How IL-4 Communicates in the Body
Interleukin-4 is produced by several immune cells, primarily a class of T-helper cells called Th2 cells, as well as by mast cells, eosinophils, and basophils. Once released, IL-4 travels through the body to deliver instructions. The message is received when the IL-4 protein binds to a specific docking station on a target cell, known as the IL-4 receptor (IL-4R). This interaction is highly specific, much like a key fitting into a lock.
This binding event initiates a cascade of signals inside the recipient cell. For the signal to be transmitted, IL-4’s binding to the first part of the receptor, a chain called IL-4Rα, causes another receptor chain to join and form a functional complex. This completed receptor then activates intracellular molecules, such as STAT6, which carries the signal to the cell’s nucleus and directs changes in gene expression.
There are two main versions of the IL-4 receptor, Type I and Type II. The Type I receptor is found on immune system cells, while the Type II receptor is present on non-immune cells, including those in the airways and skin. This distribution allows IL-4 to orchestrate a broad range of biological effects, influencing everything from immune cell development to the contraction of lung muscle cells.
The Connection to Allergies and Asthma
The role of IL-4 is well-documented in the development of allergic diseases, including hay fever, atopic dermatitis (eczema), and asthma. These conditions are driven by a specific inflammatory response known as type 2 inflammation, in which IL-4 is a central player. When an individual with a predisposition to allergies is exposed to a harmless substance like pollen, their immune system can overreact.
A defining action of IL-4 in this process is its effect on B cells, which produce antibodies. IL-4 instructs B cells to undergo a “class switch,” causing them to produce a specific antibody called Immunoglobulin E (IgE). This step is necessary for the large amounts of IgE production that characterize an allergic state.

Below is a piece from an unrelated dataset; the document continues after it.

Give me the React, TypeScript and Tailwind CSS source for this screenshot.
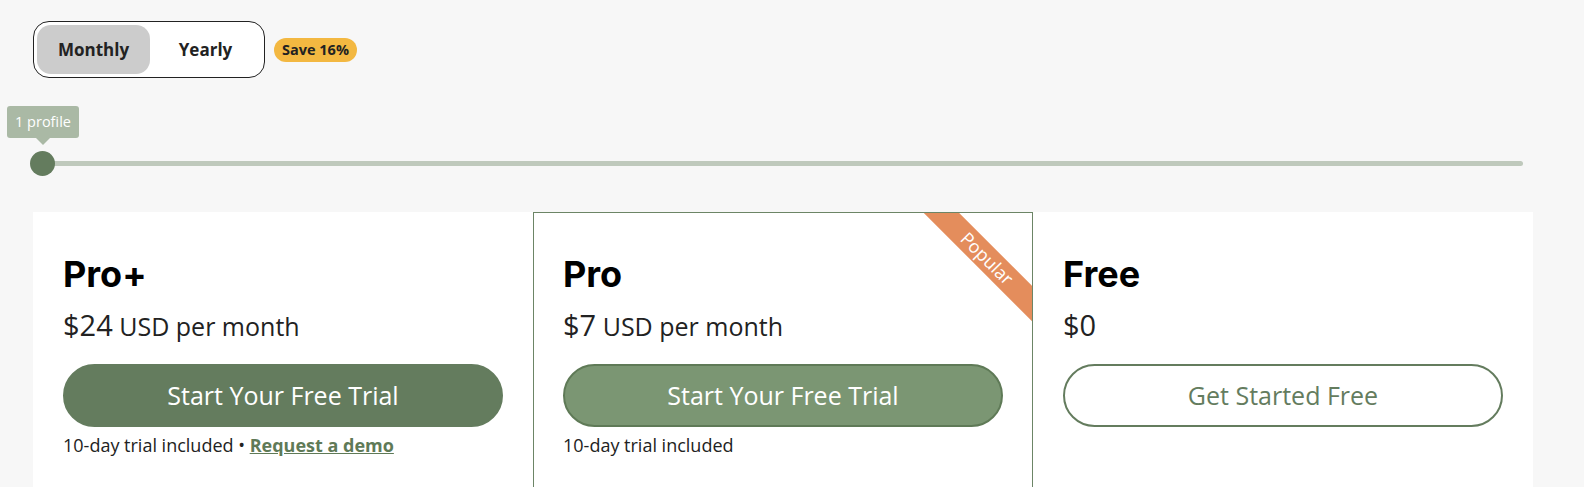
const plans = [
  {
    name: "Pro+",
    price: "$24",
    suffix: "USD per month",
    cta: "Start Your Free Trial",
    style: "bg-[#647c5e] text-white border-2 border-[#647c5e]",
    note: true,
    demo: true,
    popular: false,
  },
  {
    name: "Pro",
    price: "$7",
    suffix: "USD per month",
    cta: "Start Your Free Trial",
    style: "bg-[#7b9673] text-white border-2 border-[#5f7a57]",
    note: true,
    demo: false,
    popular: true,
  },
  {
    name: "Free",
    price: "$0",
    suffix: "",
    cta: "Get Started Free",
    style: "bg-white text-[#647c5e] border-2 border-[#647c5e]",
    note: false,
    demo: false,
    popular: false,
  },
];

const App = () => {
  return (
    <div className="min-h-screen bg-[#f7f7f7] px-[33px] pt-[21px] font-['Open_Sans',sans-serif] text-[#222]">
      {/* billing toggle */}
      <div className="flex items-center gap-[9px]">
        <div className="flex h-[57px] w-[232px] rounded-[16px] border border-[#222] bg-white p-[3px]">
          <div className="flex w-[113px] items-center justify-center rounded-[14px] bg-[#cccccc] text-[17px] font-bold">
            Monthly
          </div>
          <div className="flex flex-1 items-center justify-center text-[17px] font-bold">Yearly</div>
        </div>
        <div className="flex h-[24px] items-center rounded-full bg-[#f3b841] px-[8px] text-[14.5px] font-bold">
          Save 16%
        </div>
      </div>

      {/* profiles slider */}
      <div className="relative mt-[28px] h-[70px] w-[1500px]">
        <div className="absolute left-[-26px] top-0 flex h-[32px] w-[72px] items-center justify-center rounded-[3px] bg-[#aab9a5] text-[14.5px] text-white">
          1 profile
          <div className="absolute left-[29px] top-[32px] h-0 w-0 border-x-[7px] border-t-[7px] border-x-transparent border-t-[#aab9a5]"></div>
        </div>
        <div className="absolute left-0 right-[10px] top-[55px] h-[5px] rounded-full bg-[#bfc9bc]"></div>
        <div className="absolute left-[-3px] top-[45px] h-[25px] w-[25px] rounded-full bg-[#647c5e]"></div>
      </div>

      {/* plans */}
      <div className="mt-[36px] grid w-[1500px] grid-cols-3">
        {plans.map((p) => (
          <div
            key={p.name}
            className={
              p.popular
                ? "relative h-[300px] overflow-hidden border border-[#6c8566] bg-white px-[29px] pt-[39px]"
                : "relative h-[300px] bg-white px-[30px] pt-[40px]"
            }
          >
            {p.popular && (
              <div className="absolute right-[-55px] top-[33px] flex h-[25px] w-[200px] rotate-45 items-center justify-center bg-[#e48d5c] text-[18px] text-white">
                Popular
              </div>
            )}
            <div className="font-['Inter',sans-serif] text-[36px] font-bold leading-[44px] text-black">{p.name}</div>
            <div className="mt-[9px] leading-[40px]">
              <span className="text-[29px]">{p.price}</span>
              {p.suffix && <span className="text-[25px]"> {p.suffix}</span>}
            </div>
            <button className={"mt-[14px] flex h-[63px] w-full items-center justify-center rounded-full text-[25px] " + p.style}>
              {p.cta}
            </button>
            {p.note && (
              <div className="mt-[6px] text-[18px] leading-[24px]">
                10-day trial included
                {p.demo && (
                  <>
                    {" • "}
                    <a className="font-bold text-[#5f7a57] underline">Request a demo</a>
                  </>
                )}
              </div>
            )}
          </div>
        ))}
      </div>
    </div>
  );
};

export default App;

Once produced, IgE antibodies circulate and attach to the surface of immune cells like mast cells and basophils, priming them for a reaction. IL-4 further amplifies this by increasing the number of IgE receptors on these cells, making them more sensitive. Upon subsequent exposure to the same allergen, it binds to the IgE on these primed cells, triggering them to release inflammatory chemicals like histamine. This causes classic allergy symptoms, and IL-4 also contributes to asthma by inducing excess mucus production in the airways.
A Key Defender Against Parasites
While problematic in allergies, the IL-4-driven immune pathway also serves a protective function. The same type 2 inflammatory response that drives allergies is effective at combating infections by parasitic worms, known as helminths. The mechanisms that cause allergic symptoms are repurposed in this context to physically expel parasites.

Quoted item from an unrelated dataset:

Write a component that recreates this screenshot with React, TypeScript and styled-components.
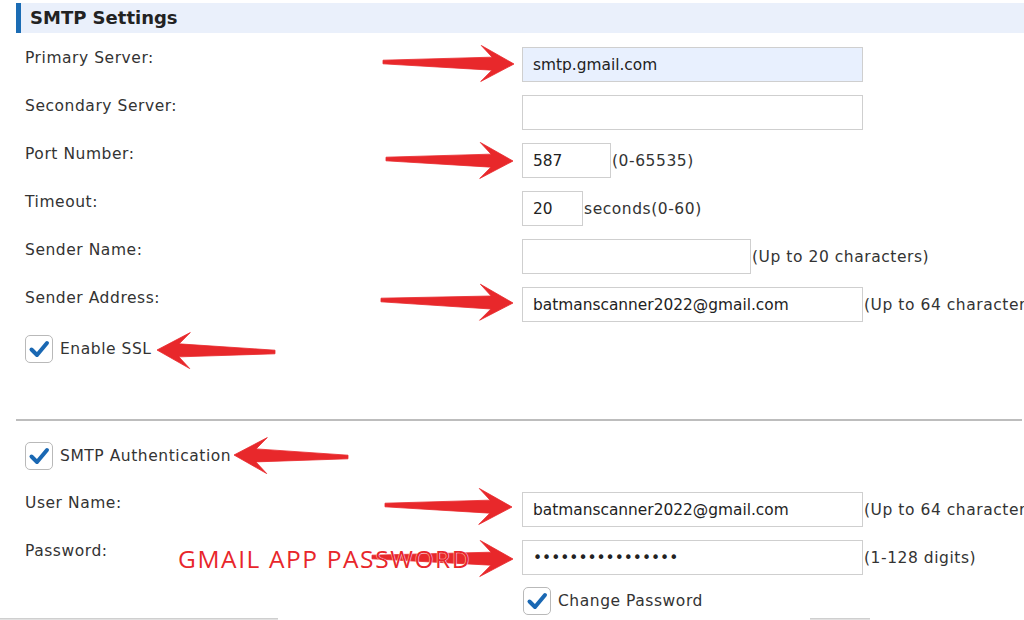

When the body detects a parasitic worm infection, immune cells are stimulated to produce IL-4. This triggers the same cascade seen in allergies, but the response is directed at the parasite. The inflammatory environment created by this pathway is hostile to the worms.
The response helps coordinate the physical removal of these parasites. For instance, increased mucus production in the gut can help trap worms, while smooth muscle contractions aid in their expulsion. Eosinophils, another cell type activated in this pathway, release toxic proteins that can directly damage the parasites.
Therapeutic Drugs Targeting IL-4
The understanding of IL-4’s function in allergic diseases has led to modern medical treatments. Since overactive IL-4 signaling causes conditions like atopic dermatitis and asthma, scientists have designed targeted drugs to block its activity, interfering with the specific molecules driving the disease.
These drugs are often monoclonal antibodies, which are laboratory-produced proteins designed to bind to a single, specific target. The target is either the IL-4 cytokine itself or its receptor, IL-4Rα. By binding to this receptor, the drug effectively blocks the “lock,” preventing IL-4 from delivering its inflammatory message.
An example of this therapeutic strategy is the drug dupilumab (Dupixent). This monoclonal antibody is engineered to bind to the IL-4Rα chain. Because this receptor chain is also a component of the receptor for a related cytokine, Interleukin-13 (IL-13), dupilumab blocks the signals from both cytokines. This dual-action blockade has proven effective in treating moderate-to-severe atopic dermatitis and certain types of asthma.